A cisão que existe entre o que fazem comigo e o que faço com os outros, o olhar que presencia os assassinatos sempre implica num trauma que precisa ser desvendado, uma cena primordial que precisa ser evocada e investigada. O assassino já não é coisa externa aqui, mas também não é mero dispendido psíquico, é algo incorporado, encarnado nas fissuras do corpo.
É nisso que ele se diferencia do filme de Lowery, que constrói o que me parece ser uma não-relação com a obra que adapta. Claro, posso estar sendo injusto nessa comparação visto que ele adapta um poema, enquanto Wan conta uma história original a partir de estilos e tropos antigos refratados.
Não acredito que fazer relação ou não-relação seja um critério valorativo, afinal, apesar do filme de Wan ser divertido e estimulante como seus outros bons trabalhos, não contém nenhum alarde de qualidade, ou de obra-prima, a não ser o sentimento de que o poder de certo horror existe ainda, em seu charme desviado.

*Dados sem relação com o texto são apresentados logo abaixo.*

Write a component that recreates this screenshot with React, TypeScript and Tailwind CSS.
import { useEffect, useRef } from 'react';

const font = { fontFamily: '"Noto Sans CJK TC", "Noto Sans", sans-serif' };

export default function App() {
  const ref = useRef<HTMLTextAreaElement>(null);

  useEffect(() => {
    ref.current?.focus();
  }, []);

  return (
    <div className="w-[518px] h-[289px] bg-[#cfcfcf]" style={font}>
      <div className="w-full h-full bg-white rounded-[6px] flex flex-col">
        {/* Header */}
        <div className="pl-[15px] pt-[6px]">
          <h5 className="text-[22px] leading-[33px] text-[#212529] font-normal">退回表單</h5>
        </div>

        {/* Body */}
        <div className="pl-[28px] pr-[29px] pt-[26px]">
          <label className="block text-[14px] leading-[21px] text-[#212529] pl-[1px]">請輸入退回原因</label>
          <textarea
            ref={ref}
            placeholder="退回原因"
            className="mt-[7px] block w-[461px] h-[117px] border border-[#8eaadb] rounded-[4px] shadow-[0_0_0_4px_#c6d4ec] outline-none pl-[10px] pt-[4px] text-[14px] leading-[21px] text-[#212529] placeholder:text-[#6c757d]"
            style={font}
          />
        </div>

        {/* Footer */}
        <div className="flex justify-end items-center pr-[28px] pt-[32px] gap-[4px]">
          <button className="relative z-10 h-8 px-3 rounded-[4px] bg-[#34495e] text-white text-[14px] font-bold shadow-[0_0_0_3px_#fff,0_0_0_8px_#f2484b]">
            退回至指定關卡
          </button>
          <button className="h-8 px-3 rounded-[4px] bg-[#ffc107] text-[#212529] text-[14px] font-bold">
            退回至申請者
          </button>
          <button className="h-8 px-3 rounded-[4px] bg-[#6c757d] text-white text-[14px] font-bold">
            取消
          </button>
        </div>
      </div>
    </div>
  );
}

Em conclusão, essa reflexão que proponho, a partir de filmes que estão longe de serem obras-primas, me faz pensar em duas coisas mais. A primeira é que até mesmo com os filmes que acabamos por achar ruins há algo que se possa pensar, para colocar em movimento; em segundo, é que há de se historicizar as formas criticamente, não para compreendê-la por completo, mas para colocar em jogo suas forças.

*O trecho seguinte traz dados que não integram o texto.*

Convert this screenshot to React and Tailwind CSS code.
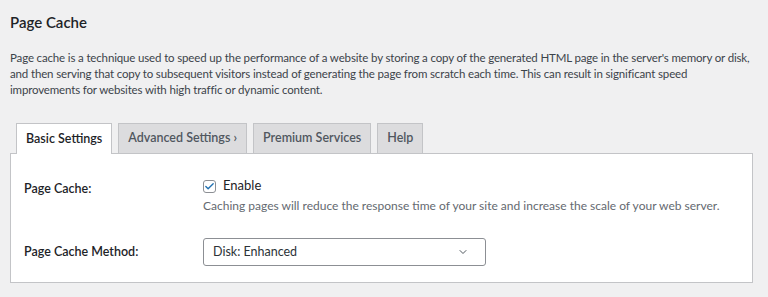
import { Check, ChevronDown } from "lucide-react"

const tabs = [
  { label: "Basic Settings", active: true },
  { label: "Advanced Settings ›", active: false },
  { label: "Premium Services", active: false },
  { label: "Help", active: false },
]

const App = () => {
  return (
    <div className="w-[768px] h-[297px] bg-[#f0f0f1] text-[#3c434a] font-['Lato',sans-serif]">
      <div className="px-[10px] pt-[12px]">
        <h1 className="text-[15px] font-semibold text-[#1d2327] leading-[20px]">Page Cache</h1>
        <p className="mt-[18px] text-[11.5px] leading-[16px] tracking-[-0.15px] w-[750px]">
          Page cache is a technique used to speed up the performance of a website by storing a copy of the generated HTML page in the server's memory or disk,
          and then serving that copy to subsequent visitors instead of generating the page from scratch each time. This can result in significant speed
          improvements for websites with high traffic or dynamic content.
        </p>

        {/* Tabs */}
        <div className="mt-[25px] flex gap-[6px] pl-[6px]">
          {tabs.map((tab) => (
            <div
              key={tab.label}
              className={
                tab.active
                  ? "h-[31px] px-[9px] flex items-center border border-[#c3c4c7] border-b-0 bg-white text-[12.5px] font-semibold text-[#1d2327] -mb-px relative z-10"
                  : "h-[30px] px-[9px] flex items-center border border-[#c3c4c7] border-b-0 bg-[#dcdcde] text-[12.5px] font-semibold text-[#50575e]"
              }
            >
              {tab.label}
            </div>
          ))}
        </div>

        {/* Panel */}
        <div className="w-[743px] h-[130px] bg-white border border-[#c3c4c7] px-[13px] pt-[24px]">
          <div className="flex">
            <div className="w-[179px] text-[12.5px] font-semibold text-[#1d2327] pt-[2px]">Page Cache:</div>
            <div>
              <label className="flex items-center gap-[7px] text-[13px] text-[#1d2327] h-[16px]">
                <span className="w-[13px] h-[13px] rounded-[3px] border border-[#8c8f94] bg-white flex items-center justify-center">
                  <Check size={11} strokeWidth={3} className="text-[#2271b1]" />
                </span>
                Enable
              </label>
              <p className="mt-[4px] text-[12px] leading-[16px] text-[#646970] whitespace-nowrap">
                Caching pages will reduce the response time of your site and increase the scale of your web server.
              </p>
            </div>
          </div>

          <div className="flex items-center mt-[24px]">
            <div className="w-[179px] text-[12.5px] font-semibold text-[#1d2327]">Page Cache Method:</div>
            <div className="w-[283px] h-[28px] border border-[#8c8f94] rounded-[3px] flex items-center justify-between pl-[9px] pr-[16px] text-[12.5px] text-[#2c3338]">
              <span>Disk: Enhanced</span>
              <ChevronDown size={12} strokeWidth={2} className="text-[#50575e]" />
            </div>
          </div>
        </div>
      </div>
    </div>
  )
}

export default App
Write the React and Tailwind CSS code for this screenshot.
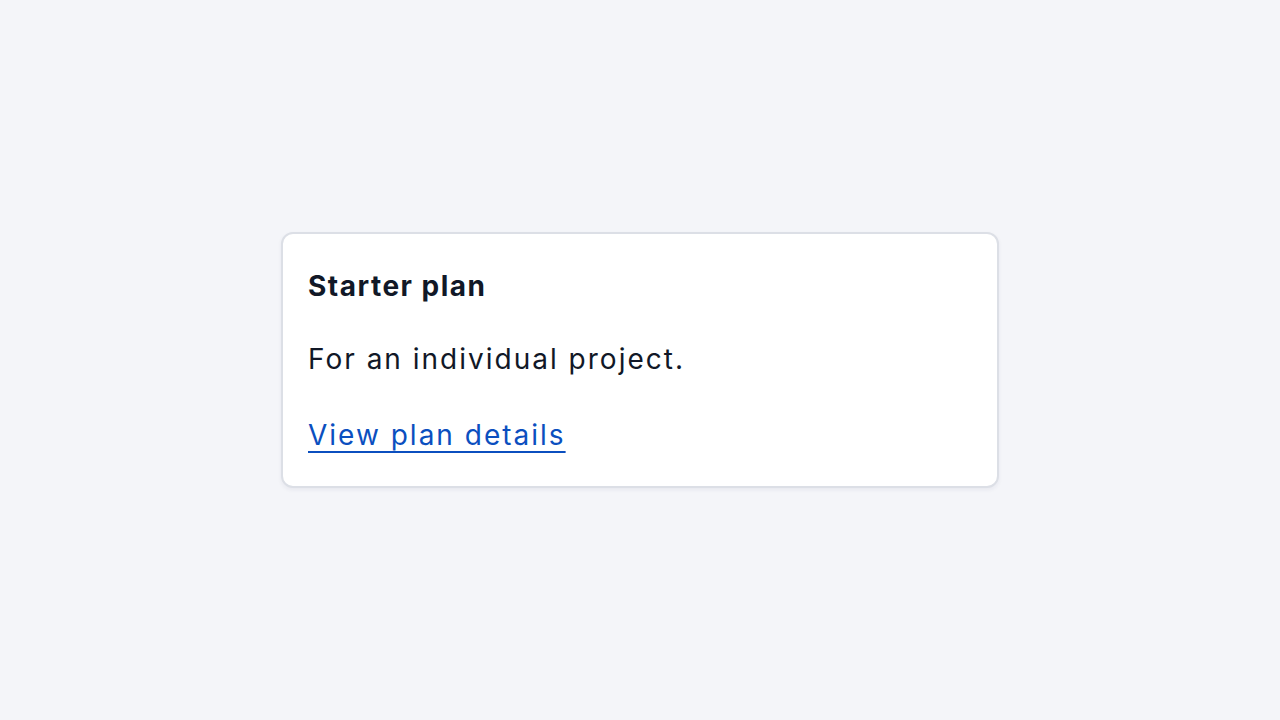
import React from 'react';

const PlanCard = ({ title, description, href, linkLabel }) => (
    <div className="w-[718px] rounded-xl border-2 border-[#dcdfe6] bg-white px-[25px] pt-[34px] pb-[33px] shadow-[0_2px_4px_rgba(30,40,80,0.06)]">
        <h2 className="text-[28px] leading-[36px] font-bold tracking-[1.5px] text-[#111827]">{title}</h2>
        <p className="mt-[37px] text-[28px] leading-[36px] tracking-[2px] text-[#111827]">{description}</p>
        <a
            href={href}
            className="mt-[40px] inline-block text-[28px] leading-[36px] tracking-[2px] text-[#0b4fbf] underline decoration-2 underline-offset-[6px]"
        >
            {linkLabel}
        </a>
    </div>
);

export default function App() {
    return (
        <div className="flex h-screen w-screen items-center justify-center bg-[#f4f5f9] font-['Inter',sans-serif]">
            <PlanCard
                title="Starter plan"
                description="For an individual project."
                href="#"
                linkLabel="View plan details"
            />
        </div>
    );
}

Aliás, aqui vale um adendo derivado das reflexões de Georges Didi-Huberman e Jacques Rancière. Pensar a obra através da história não é reduzi-los a suas condições transcendentais — ou pelo menos não deveria sê-lo. Estes compreendem a história das imagens como a história de objetos complexos e sobredeterminados, e que por vezes o que há nas imagens é o canto de algo porvir, algo de outrora, uma verdadeira malha de tempos, resta-nos fazer a trama desta montagem.